A career in the NFL is one of the most sure fire ways of becoming filthy rich. Even the slowest, smallest and the least talented football players make more money than far smarter people do working regular jobs. But a new study by the National Bureau of Economic Research has found that despite making so much money, 16 percent of all NFL players go bankrupt within 12 years of their retirement.
The research, conducted by Kyle Carlson (Cal Tech), Joshua Kim (University of Washington), Annamaria Lusardi (George Washington), and Colin F. Camerer (Cal Tech), examined the financial records of more than 2,000 NFL players spanning almost 20 years.

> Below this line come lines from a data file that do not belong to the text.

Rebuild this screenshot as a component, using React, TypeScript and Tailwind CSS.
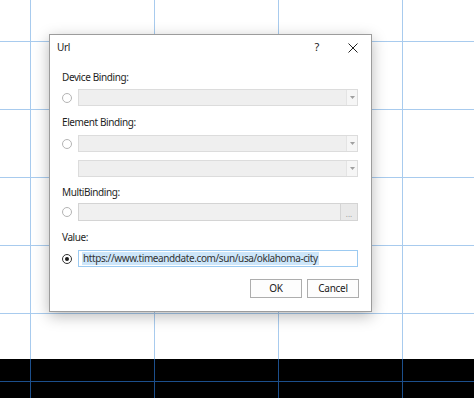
import React from 'react';

const font = { fontFamily: '"Noto Sans", "Open Sans", sans-serif' };

function Radio({ checked = false }: { checked?: boolean }) {
  return (
    <div className="w-[16px] flex items-center shrink-0">
      <div
        className={`w-[10px] h-[10px] rounded-full border flex items-center justify-center bg-white ${
          checked ? 'border-[#333333]' : 'border-[#b4b4b4]'
        }`}
      >
        {checked && <div className="w-[4px] h-[4px] rounded-full bg-[#1a1a1a]" />}
      </div>
    </div>
  );
}

function Combo() {
  return (
    <div className="flex-1 h-[17px] flex border border-[#dcdcdc] bg-[#efefef]">
      <div className="flex-1" />
      <div className="w-[11px] flex items-center justify-center bg-[#f6f6f6] border-l border-[#e4e4e4]">
        <svg width="5" height="3" viewBox="0 0 5 3">
          <path d="M0 0 L5 0 L2.5 3 Z" fill="#a0a0a0" />
        </svg>
      </div>
    </div>
  );
}

function Label({ children, className = '' }: { children: React.ReactNode; className?: string }) {
  return (
    <div className={`h-[14px] leading-[14px] text-[10px] tracking-[-0.4px] text-[#1e1e1e] ${className}`}>
      {children}
    </div>
  );
}

export default function App() {
  return (
    <div className="w-[474px] h-[398px] flex flex-col overflow-hidden" style={font}>
      <div className="h-[359px] bg-white bg-[linear-gradient(to_right,#a8cbee_1px,transparent_1px),linear-gradient(to_bottom,#a8cbee_1px,transparent_1px)] bg-[size:124px_68px] bg-[position:30px_41px] pt-[34px] pl-[49px]">
        <div className="w-[323px] h-[278px] bg-white border border-[#9c9c9c] shadow-[0_4px_14px_rgba(0,0,0,0.28)] flex flex-col">
          <div className="h-[25px] flex items-center pl-[7px] pr-[13px] text-[10px] text-[#1a1a1a]">
            <span className="flex-1 tracking-[-0.4px]">Url</span>
            <span className="w-[10px] text-center mr-[26px] text-[11px]">?</span>
            <svg width="10" height="10" viewBox="0 0 10 10">
              <path d="M0.5 0.5 L9.5 9.5 M9.5 0.5 L0.5 9.5" stroke="#222" strokeWidth="1" />
            </svg>
          </div>
          <div className="flex flex-col pl-[12px] pr-[13px]">
            <Label className="mt-[10px]">Device Binding:</Label>
            <div className="flex mt-[5px]">
              <Radio />
              <Combo />
            </div>
            <Label className="mt-[9px]">Element Binding:</Label>
            <div className="flex mt-[6px]">
              <Radio />
              <Combo />
            </div>
            <div className="flex mt-[8px]">
              <div className="w-[16px]" />
              <Combo />
            </div>
            <Label className="mt-[8px]">MultiBinding:</Label>
            <div className="flex mt-[4px]">
              <Radio />
              <div className="flex-1 h-[18px] flex border border-[#d4d4d4] bg-[#f0f0f0]">
                <div className="flex-1" />
                <div className="w-[17px] bg-[#e9e9e9] border-l border-[#d4d4d4] flex items-end justify-center pb-[2px]">
                  <span className="text-[8px] leading-[8px] text-[#9a9a9a]">...</span>
                </div>
              </div>
            </div>
            <Label className="mt-[9px]">Value:</Label>
            <div className="flex mt-[6px]">
              <Radio checked />
              <div className="flex-1 h-[17px] flex items-center border border-[#9ccaf1] bg-white pl-[3px]">
                <span className="text-[10px] leading-[13px] tracking-[-0.4px] text-[#333] bg-[#cde6fa] px-[1px]">
                  https://www.timeanddate.com/sun/usa/oklahoma-city
                </span>
              </div>
            </div>
            <div className="flex justify-end gap-[5px] mt-[12px] mr-[-1px]">
              <button className="w-[52px] h-[19px] border border-[#adadad] bg-[#fdfdfd] text-[10px] tracking-[-0.3px] text-[#1a1a1a] flex items-center justify-center">
                OK
              </button>
              <button className="w-[52px] h-[19px] border border-[#adadad] bg-[#fdfdfd] text-[10px] tracking-[-0.3px] text-[#1a1a1a] flex items-center justify-center">
                Cancel
              </button>
            </div>
          </div>
        </div>
      </div>
      <div className="flex-1 bg-black bg-[linear-gradient(to_right,#1c4f8c_1px,transparent_1px),linear-gradient(to_bottom,#1c4f8c_1px,transparent_1px)] bg-[size:124px_68px] bg-[position:30px_22px]" />
    </div>
  );
}
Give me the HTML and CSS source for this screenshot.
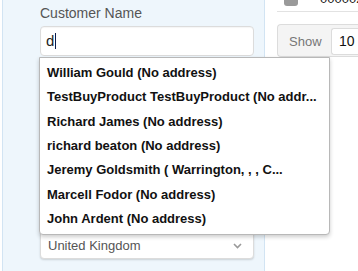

As of 2014, every player on any 53-man NFL roster is bound to earn at least $420,000 a season. Even those who are kept just for practice squads also take home at least $107,100 annually. Considering that the median household income in U.S. was $51,939 in 2013, even the smallest earner associated with an NFL team makes more than twice what average American families do.
This is why running out of money to pay creditors should happen much less for former NFLers, but the study shows that Chapter 16 bankruptcies are just as common among them as they are in other demographics.
"Having played for a long time and having been a successful and well-paid player does not provide much protection against the risk of going bankrupt," the study observes.
This unusual financial behavior is not just limited to the NFL. Poor money management skills has led a number of former NBA stars and boxing world champions to blow out fortunes they had amassed during their careers. Just recently, former heavyweight boxer Riddick Bowe, who had career earnings in excess of $50 million, was spotted selling his tweets for $20. Other former pugilists like Mike Tyson and Evander Holyfield have similar stories.
It just goes to show how top athletes don't just need to work on their sporting skills, but they also need coaching in how to effectively manage their monies. Some player unions have started working on it, but judging by the numbers that the aforementioned study is quoting, they need to step up their game.